NobbZ · June 9, 2020, 3:46pm

works for me:

Erlang/OTP 22 [erts-10.7] [source] [64-bit] [smp:2:2] [ds:2:2:10] [async-threads:1] [hipe]

Interactive Elixir (1.10.3) - press Ctrl+C to exit (type h() ENTER for help)
iex(1)> "❔" <> "foobar"
"❔foobar"

shotleybuilder · June 9, 2020, 4:10pm

Well, my terminal doesn’t support emojis but if I run

iex(1)> IO.inspect(“\u274c”)
"â

Or more simply

iex(1)> “\u274c”
"â

No closing double quote …

benwilson512 · June 9, 2020, 4:19pm

Is your terminal not in UTF8 mode?

NobbZ · June 9, 2020, 4:36pm

+U274c is represented by these 3 bytes in utf8: 0xE2 0x9D 0x8C.

If your terminal doesn’t support utf8, then you should probably inspect on a byte level rather than printed representation.

As you have not specified your terminals encoding, basically everything can be triggered by these bytes.

Assuming latin-X, which is often used in the windows world, then the 8x and 9x bytes are not used and can cause weirdnesses.

shotleybuilder · June 9, 2020, 8:50pm

You gave me fresh motivation to fix this. The fix to render of emoji in the VS Code terminal was a new Win10 feature called “Beta: Use Unicode UTF-8 for worldwide language support”. iex.bat still freezes in Powershell (no iex prompt), and it makes no difference to the command prompt. The fix works in hyper terminal too (but that’s using Powershell).
However, the issue with the behaviour of the code remains, but I can now see emojis in the terminal [baby steps] (see below).

shotleybuilder · June 9, 2020, 9:03pm

Okay, it appears the problem occurs ‘just’ with the 5 character emojis (just happened to be the one I was using)

iex(16)> “\u274c” <> " foobar"
“ foobar”
iex(17)> “\u1f517” <> " foobar"
“ὑ7 foobar”
iex(18)> “\u2754” <> " foobar"
“ foobar”
iex(19)> “\u1F49A” <> " foobar"
“ὉA foobar”

I’m not sure where to go with this, but I’ve found the exmoji library and that might help. Back to this tomorrow

thanks for the help

NobbZ · June 9, 2020, 9:13pm

iex(1)> "\u274c" <> " foobar"                                                                                                           
"❌ foobar"
iex(2)> "\u1f517" <> " foobar"
"ὑ7 foobar"
iex(3)> "\u2754" <> " foobar"
"❔ foobar"
iex(4)> "\u1F49A" <> " foobar"
"ὉA foobar"

This is how it looks for me.

As \u takes 4 digit hex, there are additional characters attached to the second and fourth example.
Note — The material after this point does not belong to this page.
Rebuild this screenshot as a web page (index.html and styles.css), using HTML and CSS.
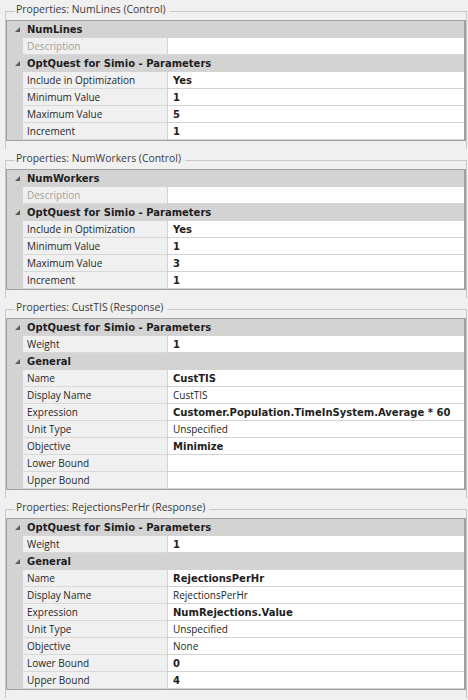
FILE: index.html
```html
<!DOCTYPE html>
<html>
<head>
<meta charset="utf-8">
<link rel="stylesheet" href="styles.css">
</head>
<body>
<div class="panel">

  <section class="group">
    <div class="group-head"><span class="group-title">Properties: NumLines (Control)</span></div>
    <div class="group-body">
      <div class="grid">
        <div class="cat"><svg class="tri" viewBox="0 0 5 5"><polygon points="5,0 5,5 0,5"/></svg>NumLines</div>
        <div class="row"><div class="name dim">Description</div><div class="val"></div></div>
        <div class="cat"><svg class="tri" viewBox="0 0 5 5"><polygon points="5,0 5,5 0,5"/></svg>OptQuest for Simio - Parameters</div>
        <div class="row"><div class="name">Include in Optimization</div><div class="val b">Yes</div></div>
        <div class="row"><div class="name">Minimum Value</div><div class="val b">1</div></div>
        <div class="row"><div class="name">Maximum Value</div><div class="val b">5</div></div>
        <div class="row"><div class="name">Increment</div><div class="val b">1</div></div>
      </div>
    </div>
  </section>

  <section class="group">
    <div class="group-head"><span class="group-title">Properties: NumWorkers (Control)</span></div>
    <div class="group-body">
      <div class="grid">
        <div class="cat"><svg class="tri" viewBox="0 0 5 5"><polygon points="5,0 5,5 0,5"/></svg>NumWorkers</div>
        <div class="row"><div class="name dim">Description</div><div class="val"></div></div>
        <div class="cat"><svg class="tri" viewBox="0 0 5 5"><polygon points="5,0 5,5 0,5"/></svg>OptQuest for Simio - Parameters</div>
        <div class="row"><div class="name">Include in Optimization</div><div class="val b">Yes</div></div>
        <div class="row"><div class="name">Minimum Value</div><div class="val b">1</div></div>
        <div class="row"><div class="name">Maximum Value</div><div class="val b">3</div></div>
        <div class="row"><div class="name">Increment</div><div class="val b">1</div></div>
      </div>
    </div>
  </section>

  <section class="group">
    <div class="group-head"><span class="group-title">Properties: CustTIS (Response)</span></div>
    <div class="group-body">
      <div class="grid">
        <div class="cat"><svg class="tri" viewBox="0 0 5 5"><polygon points="5,0 5,5 0,5"/></svg>OptQuest for Simio - Parameters</div>
        <div class="row"><div class="name">Weight</div><div class="val b">1</div></div>
        <div class="cat"><svg class="tri" viewBox="0 0 5 5"><polygon points="5,0 5,5 0,5"/></svg>General</div>
        <div class="row"><div class="name">Name</div><div class="val b">CustTIS</div></div>
        <div class="row"><div class="name">Display Name</div><div class="val">CustTIS</div></div>
        <div class="row"><div class="name">Expression</div><div class="val b">Customer.Population.TimeInSystem.Average * 60</div></div>
        <div class="row"><div class="name">Unit Type</div><div class="val">Unspecified</div></div>
        <div class="row"><div class="name">Objective</div><div class="val b">Minimize</div></div>
        <div class="row"><div class="name">Lower Bound</div><div class="val"></div></div>
        <div class="row"><div class="name">Upper Bound</div><div class="val"></div></div>
      </div>
    </div>
  </section>

  <section class="group">
    <div class="group-head"><span class="group-title">Properties: RejectionsPerHr (Response)</span></div>
    <div class="group-body">
      <div class="grid">
        <div class="cat"><svg class="tri" viewBox="0 0 5 5"><polygon points="5,0 5,5 0,5"/></svg>OptQuest for Simio - Parameters</div>
        <div class="row"><div class="name">Weight</div><div class="val b">1</div></div>
        <div class="cat"><svg class="tri" viewBox="0 0 5 5"><polygon points="5,0 5,5 0,5"/></svg>General</div>
        <div class="row"><div class="name">Name</div><div class="val b">RejectionsPerHr</div></div>
        <div class="row"><div class="name">Display Name</div><div class="val">RejectionsPerHr</div></div>
        <div class="row"><div class="name">Expression</div><div class="val b">NumRejections.Value</div></div>
        <div class="row"><div class="name">Unit Type</div><div class="val">Unspecified</div></div>
        <div class="row"><div class="name">Objective</div><div class="val">None</div></div>
        <div class="row"><div class="name">Lower Bound</div><div class="val b">0</div></div>
        <div class="row"><div class="name">Upper Bound</div><div class="val b">4</div></div>
      </div>
    </div>
  </section>

</div>
</body>
</html>
```
FILE: styles.css
```css
html, body {
  margin: 0;
  padding: 0;
  background: #f0f0f0;
}
body {
  font-family: "Open Sans", "Liberation Sans", sans-serif;
  font-size: 10px;
  color: #1e1e1e;
  height: 700px;
  overflow: hidden;
}
.panel {
  padding-left: 5px;
  width: 462px;
}
.group-head {
  display: flex;
  height: 20px;
}
.group-head::before,
.group-head::after {
  content: "";
  box-sizing: border-box;
  height: 9px;
  align-self: flex-end;
  border-top: 1px solid #c8c8c8;
}
.group-head::before {
  width: 10px;
  border-left: 1px solid #c8c8c8;
}
.group-head::after {
  flex: 1;
  border-right: 1px solid #c8c8c8;
}
.group-title {
  font-size: 10.4px;
  line-height: 18px;
  padding: 0 4px 0 1px;
  color: #3b3b3b;
  white-space: nowrap;
}
.group-body {
  border-left: 1px solid #c8c8c8;
  border-right: 1px solid #c8c8c8;
  padding-bottom: 8px;
}
.grid {
  border: 1px solid #a0a0a0;
  border-right-width: 2px;
  background: #fff;
}
.cat {
  display: flex;
  align-items: center;
  height: 17px;
  background: #d3d3d3;
  font-family: "DejaVu Sans", sans-serif;
  font-weight: bold;
  font-size: 10px;
  color: #1e1e1e;
  white-space: nowrap;
}
.tri {
  width: 5px;
  height: 5px;
  margin: 0 7px 0 8px;
  fill: #5a5a5a;
  flex: none;
}
.row {
  display: flex;
  height: 17px;
  padding-left: 16px;
  background: #d3d3d3;
}
.name {
  width: 144px;
  box-sizing: border-box;
  background: #f0f0f0;
  border-bottom: 1px solid #d8d8d8;
  padding-left: 4px;
  line-height: 16px;
  white-space: nowrap;
  color: #262626;
}
.name.dim {
  color: #a0a0a0;
}
.val {
  flex: 1;
  min-width: 0;
  background: #fff;
  border-left: 1px solid #d3d3d3;
  border-bottom: 1px solid #d3d3d3;
  padding-left: 5px;
  line-height: 16px;
  white-space: nowrap;
  overflow: hidden;
  color: #1e1e1e;
}
.val.b {
  font-family: "DejaVu Sans", sans-serif;
  font-weight: bold;
  font-size: 10px;
  padding-top: 1px;
  line-height: 15px;
}
```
Not sure what you mean by “3 character emojis”.

shotleybuilder · June 9, 2020, 9:55pm

I think I need to use surrogate pairs. The link emoji is D83D + DD17. Not sure of the syntax in Elixir.
http://www.russellcottrell.com/greek/utilities/SurrogatePairCalculator.htm

kip · June 9, 2020, 11:05pm

iex> << 0x1F517 :: utf8 >>
"🔗"

iex> << 0xF0, 0x9F, 0x94, 0x97 >>
"🔗"

iex> << 0xF0, 0x9F, 0x94, 0x97>> == << 0x1f517 :: utf8 >>
true

d8 3d dd 17 is the UTF16 representation. Elixir is a UTF8 language where the encoding is f0 9f 94 97.

shotleybuilder · June 10, 2020, 9:07am

Kip, many thanks.

Just a quick question. How do you find << 0xF0, 0x9F, 0x94, 0x97 >>?
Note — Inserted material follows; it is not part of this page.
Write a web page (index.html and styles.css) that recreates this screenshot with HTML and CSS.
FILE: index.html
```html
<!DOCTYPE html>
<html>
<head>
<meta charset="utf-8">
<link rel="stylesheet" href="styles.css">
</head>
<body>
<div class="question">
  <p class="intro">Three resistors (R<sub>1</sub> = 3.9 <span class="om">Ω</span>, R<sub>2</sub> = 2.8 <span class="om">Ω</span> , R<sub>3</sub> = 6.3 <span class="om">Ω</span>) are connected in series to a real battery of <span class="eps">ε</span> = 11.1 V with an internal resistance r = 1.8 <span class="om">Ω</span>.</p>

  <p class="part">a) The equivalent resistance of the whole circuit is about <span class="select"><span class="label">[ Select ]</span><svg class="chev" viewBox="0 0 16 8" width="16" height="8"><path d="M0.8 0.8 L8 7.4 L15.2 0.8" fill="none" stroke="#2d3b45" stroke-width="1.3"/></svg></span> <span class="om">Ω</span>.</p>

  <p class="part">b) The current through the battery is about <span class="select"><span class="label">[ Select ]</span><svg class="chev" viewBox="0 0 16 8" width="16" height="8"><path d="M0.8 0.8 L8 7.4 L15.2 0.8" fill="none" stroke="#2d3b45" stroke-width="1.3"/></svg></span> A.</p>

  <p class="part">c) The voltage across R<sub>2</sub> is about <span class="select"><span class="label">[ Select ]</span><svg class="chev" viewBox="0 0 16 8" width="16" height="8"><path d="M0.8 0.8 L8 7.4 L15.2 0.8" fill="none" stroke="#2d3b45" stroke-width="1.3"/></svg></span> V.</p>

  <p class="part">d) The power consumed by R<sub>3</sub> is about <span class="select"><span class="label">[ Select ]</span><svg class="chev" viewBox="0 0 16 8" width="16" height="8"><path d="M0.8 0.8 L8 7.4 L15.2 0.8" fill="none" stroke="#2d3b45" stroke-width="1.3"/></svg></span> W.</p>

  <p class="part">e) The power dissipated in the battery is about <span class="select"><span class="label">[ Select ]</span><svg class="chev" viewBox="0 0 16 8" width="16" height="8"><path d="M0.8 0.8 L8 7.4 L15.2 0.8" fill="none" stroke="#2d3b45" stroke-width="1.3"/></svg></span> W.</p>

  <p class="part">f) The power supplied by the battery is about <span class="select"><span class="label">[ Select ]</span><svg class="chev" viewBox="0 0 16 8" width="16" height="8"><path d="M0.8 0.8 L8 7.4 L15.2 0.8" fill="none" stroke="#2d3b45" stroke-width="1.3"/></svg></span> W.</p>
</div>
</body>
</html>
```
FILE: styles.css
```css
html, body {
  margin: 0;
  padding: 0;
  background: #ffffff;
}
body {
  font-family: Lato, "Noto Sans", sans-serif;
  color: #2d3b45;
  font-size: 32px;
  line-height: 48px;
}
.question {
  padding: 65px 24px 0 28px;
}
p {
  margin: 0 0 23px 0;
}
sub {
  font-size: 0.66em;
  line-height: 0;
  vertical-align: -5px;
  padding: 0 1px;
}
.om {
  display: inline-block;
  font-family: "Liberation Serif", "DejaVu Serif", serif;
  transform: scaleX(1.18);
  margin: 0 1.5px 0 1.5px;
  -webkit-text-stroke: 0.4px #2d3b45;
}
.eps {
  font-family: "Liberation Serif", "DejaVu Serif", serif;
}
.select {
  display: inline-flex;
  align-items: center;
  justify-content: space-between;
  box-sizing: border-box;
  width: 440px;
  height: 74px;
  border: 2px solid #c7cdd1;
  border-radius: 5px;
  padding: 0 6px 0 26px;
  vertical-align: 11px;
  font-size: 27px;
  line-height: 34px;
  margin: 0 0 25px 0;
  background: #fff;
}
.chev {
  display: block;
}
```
<< 0x1F49A :: utf8 >> works just fine though as does using the emoji picker in Windows to paste the emoji into the VS Code editor (which was the approach I was taking).

The usual mess of conflicting results led me down the wrong path, but I’ve learnt something along the way … my actual problem was a clumsy piece of regex using class names that didn’t include the emoji bytes(?)

kip · June 10, 2020, 9:38am

With a little bit of erlang magic:

iex> :erlang.binary_to_list << 0x1f517 :: utf8 >>       
[240, 159, 148, 151]

I have a unicode library that examines code points. For example:

iex> Unicode.category << 0x1F49A :: utf8 >>             
[:So]
iex> Unicode.properties << 0x1F49A :: utf8 >>                                                                          
[[:emoji, :grapheme_base]]

Unfortunately the Regex module doesn’t support the Unicode character class [:So:]. Or any other Unicode character classes. I have another lib unicode_set that has some support for Unicode character classes. But regexes not yet - soon though.

LostKobrakai · June 10, 2020, 10:17am

iex(2)> IEx.configure inspect: [base: :hex]
:ok
iex(3)> << 0x1f517 :: utf8 >>
<<0xF0, 0x9F, 0x94, 0x97>>